#### PROBLEM
Your task is to transcribe all of the data below exactly, omitting the images.

Interface markup and scripts:

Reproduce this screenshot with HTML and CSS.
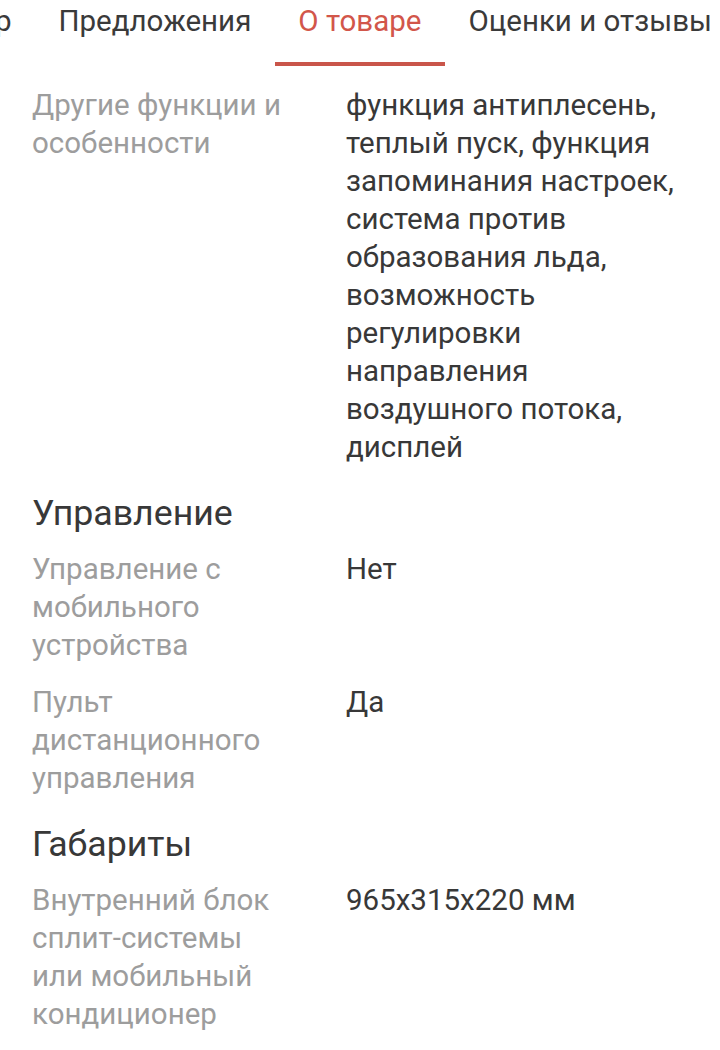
FILE: index.html
```html
<!DOCTYPE html>
<html lang="ru">
<head>
<meta charset="utf-8">
<link rel="stylesheet" href="styles.css">
</head>
<body>
<nav class="tabs">
  <div class="tabs-strip">
    <span class="tab">Обзор</span>
    <span class="tab">Предложения</span>
    <span class="tab tab-active">О товаре</span>
    <span class="tab">Оценки и отзывы</span>
  </div>
</nav>
<main class="specs">
  <section class="group">
    <div class="row">
      <div class="label">Другие функции и особенности</div>
      <div class="value">функция антиплесень, теплый пуск, функция запоминания настроек, система против образования льда, возможность регулировки направления воздушного потока, дисплей</div>
    </div>
  </section>
  <section class="group">
    <h2 class="group-title">Управление</h2>
    <div class="row">
      <div class="label">Управление с мобильного устройства</div>
      <div class="value">Нет</div>
    </div>
    <div class="row">
      <div class="label">Пульт дистанционного управления</div>
      <div class="value">Да</div>
    </div>
  </section>
  <section class="group">
    <h2 class="group-title">Габариты</h2>
    <div class="row">
      <div class="label">Внутренний блок сплит-системы или мобильный кондиционер</div>
      <div class="value">965x315x220 мм</div>
    </div>
  </section>
</main>
</body>
</html>
```

FILE: styles.css
```css
html, body {
  margin: 0;
  padding: 0;
  background: #ffffff;
}

body {
  font-family: Roboto, "Noto Sans", "Liberation Sans", sans-serif;
  color: #383838;
  width: 720px;
  overflow: hidden;
}

.tabs {
  overflow: hidden;
  height: 66px;
}

.tabs-strip {
  display: flex;
  margin-left: -97px;
  white-space: nowrap;
}

.tab {
  display: block;
  flex: none;
  padding: 2px 23.5px 22px;
  font-size: 29.5px;
  line-height: 38px;
  color: #3a3a3a;
  border-bottom: 4px solid transparent;
}

.tab-active {
  color: #d2564a;
  border-bottom-color: #c9554a;
}

.specs {
  padding: 20px 32px 0 32px;
}

.group {
  display: flex;
  flex-direction: column;
}

.group-title {
  margin: 6px 0 15px;
  font-size: 35.7px;
  line-height: 44px;
  font-weight: 400;
  color: #383838;
}

.row {
  display: grid;
  grid-template-columns: 256px 1fr;
  column-gap: 58px;
  margin-bottom: 19px;
  font-size: 29.5px;
  line-height: 38px;
}

.label {
  color: #9d9d9d;
}

.value {
  color: #383838;
  padding-right: 4px;
}
```
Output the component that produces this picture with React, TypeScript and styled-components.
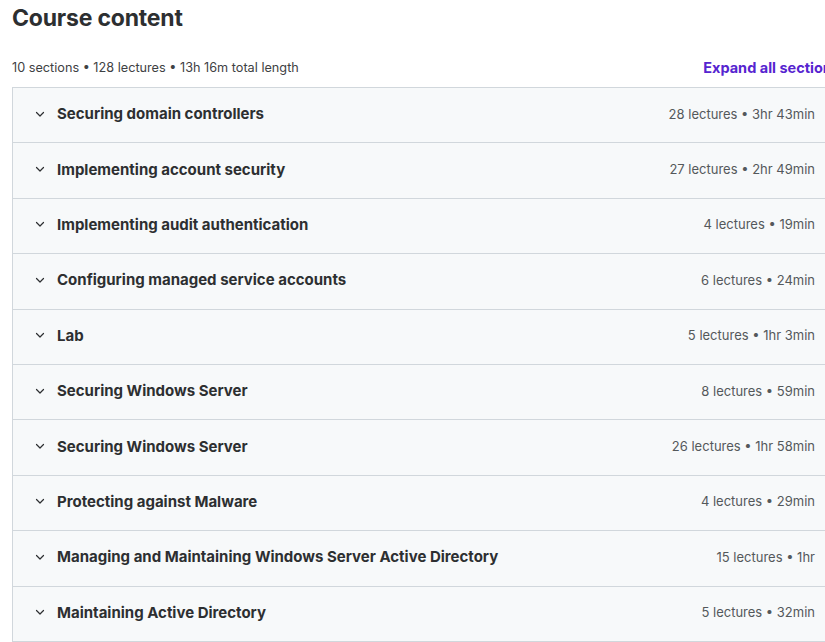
import React from "react";
import styled, { createGlobalStyle } from "styled-components";

const Global = createGlobalStyle`
  html, body { margin: 0; padding: 0; background: #fff; overflow: hidden; }
  body { font-family: Inter, "Noto Sans", sans-serif; color: #2d2f31; }
`;

const Page = styled.div`
  width: 828px;
  padding: 0 0 0 12px;
`;

const Title = styled.h2`
  margin: 0;
  padding-top: 4px;
  font-size: 23px;
  font-weight: 700;
  line-height: 28px;
  letter-spacing: -0.2px;
`;

const Header = styled.div`
  display: flex;
  align-items: center;
  justify-content: space-between;
  margin-top: 25px;
  height: 20px;
  margin-bottom: 10px;
`;

const Summary = styled.span`
  font-size: 12.7px;
  color: #3e4143;
`;

const ExpandLink = styled.button`
  border: 0;
  background: none;
  padding: 0;
  font-family: inherit;
  font-size: 14.5px;
  font-weight: 700;
  color: #5624d0;
  cursor: pointer;
  white-space: nowrap;
`;

const Panel = styled.div`
  border: 1px solid #d1d7dc;
  border-bottom: 0;
`;

const Row = styled.div`
  display: flex;
  align-items: center;
  box-sizing: border-box;
  height: 55.4px;
  padding: 0 24px 3px 22px;
  background: #f7f9fa;
  border-bottom: 1px solid #d1d7dc;
`;

const Chevron = styled.span`
  display: inline-flex;
  width: 10px;
  margin-right: 12px;
  color: #2d2f31;
`;

const SectionTitle = styled.span`
  flex: 1;
  font-size: 15px;
  font-weight: 650;
  color: #2d2f31;
`;

const Meta = styled.span`
  font-size: 13px;
  color: #54585b;
`;

const sections: [string, string][] = [
  ["Securing domain controllers", "28 lectures • 3hr 43min"],
  ["Implementing account security", "27 lectures • 2hr 49min"],
  ["Implementing audit authentication", "4 lectures • 19min"],
  ["Configuring managed service accounts", "6 lectures • 24min"],
  ["Lab", "5 lectures • 1hr 3min"],
  ["Securing Windows Server", "8 lectures • 59min"],
  ["Securing Windows Server", "26 lectures • 1hr 58min"],
  ["Protecting against Malware", "4 lectures • 29min"],
  ["Managing and Maintaining Windows Server Active Directory", "15 lectures • 1hr"],
  ["Maintaining Active Directory", "5 lectures • 32min"],
];

export default function App() {
  return (
    <Page>
      <Global />
      <Title>Course content</Title>
      <Header>
        <Summary>10 sections • 128 lectures • 13h 16m total length</Summary>
        <ExpandLink>Expand all sections</ExpandLink>
      </Header>
      <Panel>
        {sections.map(([t, m], i) => (
          <Row key={i}>
            <Chevron>
              <svg width="10" height="10" viewBox="0 0 10 10" fill="none">
                <path d="M1.5 3.5 L5 7 L8.5 3.5" stroke="currentColor" strokeWidth="1.2" strokeLinecap="round" strokeLinejoin="round" />
              </svg>
            </Chevron>
            <SectionTitle>{t}</SectionTitle>
            <Meta>{m}</Meta>
          </Row>
        ))}
      </Panel>
    </Page>
  );
}
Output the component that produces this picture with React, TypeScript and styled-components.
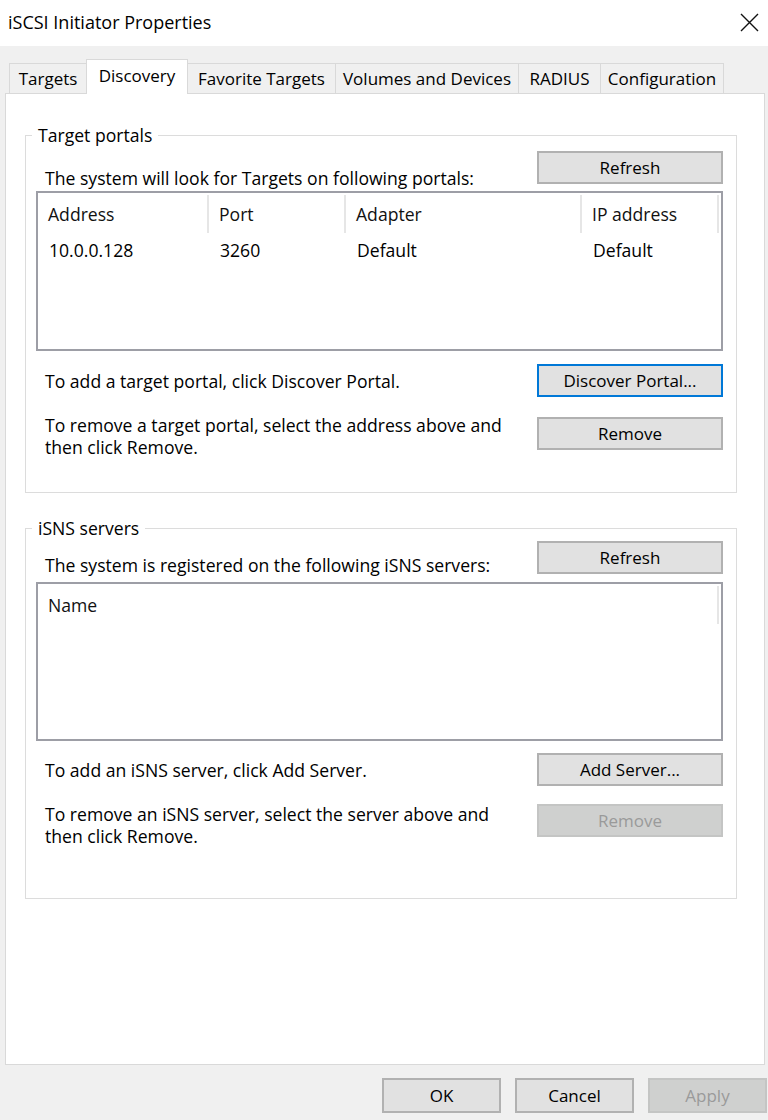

#### TASK OUTPUT
Reproduce this screenshot with HTML and CSS.
FILE: index.html
```html
<!DOCTYPE html>
<html lang="ru">
<head>
<meta charset="utf-8">
<link rel="stylesheet" href="styles.css">
</head>
<body>
<nav class="tabs">
  <div class="tabs-strip">
    <span class="tab">Обзор</span>
    <span class="tab">Предложения</span>
    <span class="tab tab-active">О товаре</span>
    <span class="tab">Оценки и отзывы</span>
  </div>
</nav>
<main class="specs">
  <section class="group">
    <div class="row">
      <div class="label">Другие функции и особенности</div>
      <div class="value">функция антиплесень, теплый пуск, функция запоминания настроек, система против образования льда, возможность регулировки направления воздушного потока, дисплей</div>
    </div>
  </section>
  <section class="group">
    <h2 class="group-title">Управление</h2>
    <div class="row">
      <div class="label">Управление с мобильного устройства</div>
      <div class="value">Нет</div>
    </div>
    <div class="row">
      <div class="label">Пульт дистанционного управления</div>
      <div class="value">Да</div>
    </div>
  </section>
  <section class="group">
    <h2 class="group-title">Габариты</h2>
    <div class="row">
      <div class="label">Внутренний блок сплит-системы или мобильный кондиционер</div>
      <div class="value">965x315x220 мм</div>
    </div>
  </section>
</main>
</body>
</html>
```

FILE: styles.css
```css
html, body {
  margin: 0;
  padding: 0;
  background: #ffffff;
}

body {
  font-family: Roboto, "Noto Sans", "Liberation Sans", sans-serif;
  color: #383838;
  width: 720px;
  overflow: hidden;
}

.tabs {
  overflow: hidden;
  height: 66px;
}

.tabs-strip {
  display: flex;
  margin-left: -97px;
  white-space: nowrap;
}

.tab {
  display: block;
  flex: none;
  padding: 2px 23.5px 22px;
  font-size: 29.5px;
  line-height: 38px;
  color: #3a3a3a;
  border-bottom: 4px solid transparent;
}

.tab-active {
  color: #d2564a;
  border-bottom-color: #c9554a;
}

.specs {
  padding: 20px 32px 0 32px;
}

.group {
  display: flex;
  flex-direction: column;
}

.group-title {
  margin: 6px 0 15px;
  font-size: 35.7px;
  line-height: 44px;
  font-weight: 400;
  color: #383838;
}

.row {
  display: grid;
  grid-template-columns: 256px 1fr;
  column-gap: 58px;
  margin-bottom: 19px;
  font-size: 29.5px;
  line-height: 38px;
}

.label {
  color: #9d9d9d;
}

.value {
  color: #383838;
  padding-right: 4px;
}
```
Output the component that produces this picture with React, TypeScript and styled-components.
import React from "react";
import styled, { createGlobalStyle } from "styled-components";

const Global = createGlobalStyle`
  html, body { margin: 0; padding: 0; background: #fff; overflow: hidden; }
  body { font-family: Inter, "Noto Sans", sans-serif; color: #2d2f31; }
`;

const Page = styled.div`
  width: 828px;
  padding: 0 0 0 12px;
`;

const Title = styled.h2`
  margin: 0;
  padding-top: 4px;
  font-size: 23px;
  font-weight: 700;
  line-height: 28px;
  letter-spacing: -0.2px;
`;

const Header = styled.div`
  display: flex;
  align-items: center;
  justify-content: space-between;
  margin-top: 25px;
  height: 20px;
  margin-bottom: 10px;
`;

const Summary = styled.span`
  font-size: 12.7px;
  color: #3e4143;
`;

const ExpandLink = styled.button`
  border: 0;
  background: none;
  padding: 0;
  font-family: inherit;
  font-size: 14.5px;
  font-weight: 700;
  color: #5624d0;
  cursor: pointer;
  white-space: nowrap;
`;

const Panel = styled.div`
  border: 1px solid #d1d7dc;
  border-bottom: 0;
`;

const Row = styled.div`
  display: flex;
  align-items: center;
  box-sizing: border-box;
  height: 55.4px;
  padding: 0 24px 3px 22px;
  background: #f7f9fa;
  border-bottom: 1px solid #d1d7dc;
`;

const Chevron = styled.span`
  display: inline-flex;
  width: 10px;
  margin-right: 12px;
  color: #2d2f31;
`;

const SectionTitle = styled.span`
  flex: 1;
  font-size: 15px;
  font-weight: 650;
  color: #2d2f31;
`;

const Meta = styled.span`
  font-size: 13px;
  color: #54585b;
`;

const sections: [string, string][] = [
  ["Securing domain controllers", "28 lectures • 3hr 43min"],
  ["Implementing account security", "27 lectures • 2hr 49min"],
  ["Implementing audit authentication", "4 lectures • 19min"],
  ["Configuring managed service accounts", "6 lectures • 24min"],
  ["Lab", "5 lectures • 1hr 3min"],
  ["Securing Windows Server", "8 lectures • 59min"],
  ["Securing Windows Server", "26 lectures • 1hr 58min"],
  ["Protecting against Malware", "4 lectures • 29min"],
  ["Managing and Maintaining Windows Server Active Directory", "15 lectures • 1hr"],
  ["Maintaining Active Directory", "5 lectures • 32min"],
];

export default function App() {
  return (
    <Page>
      <Global />
      <Title>Course content</Title>
      <Header>
        <Summary>10 sections • 128 lectures • 13h 16m total length</Summary>
        <ExpandLink>Expand all sections</ExpandLink>
      </Header>
      <Panel>
        {sections.map(([t, m], i) => (
          <Row key={i}>
            <Chevron>
              <svg width="10" height="10" viewBox="0 0 10 10" fill="none">
                <path d="M1.5 3.5 L5 7 L8.5 3.5" stroke="currentColor" strokeWidth="1.2" strokeLinecap="round" strokeLinejoin="round" />
              </svg>
            </Chevron>
            <SectionTitle>{t}</SectionTitle>
            <Meta>{m}</Meta>
          </Row>
        ))}
      </Panel>
    </Page>
  );
}
Output the component that produces this picture with React, TypeScript and styled-components.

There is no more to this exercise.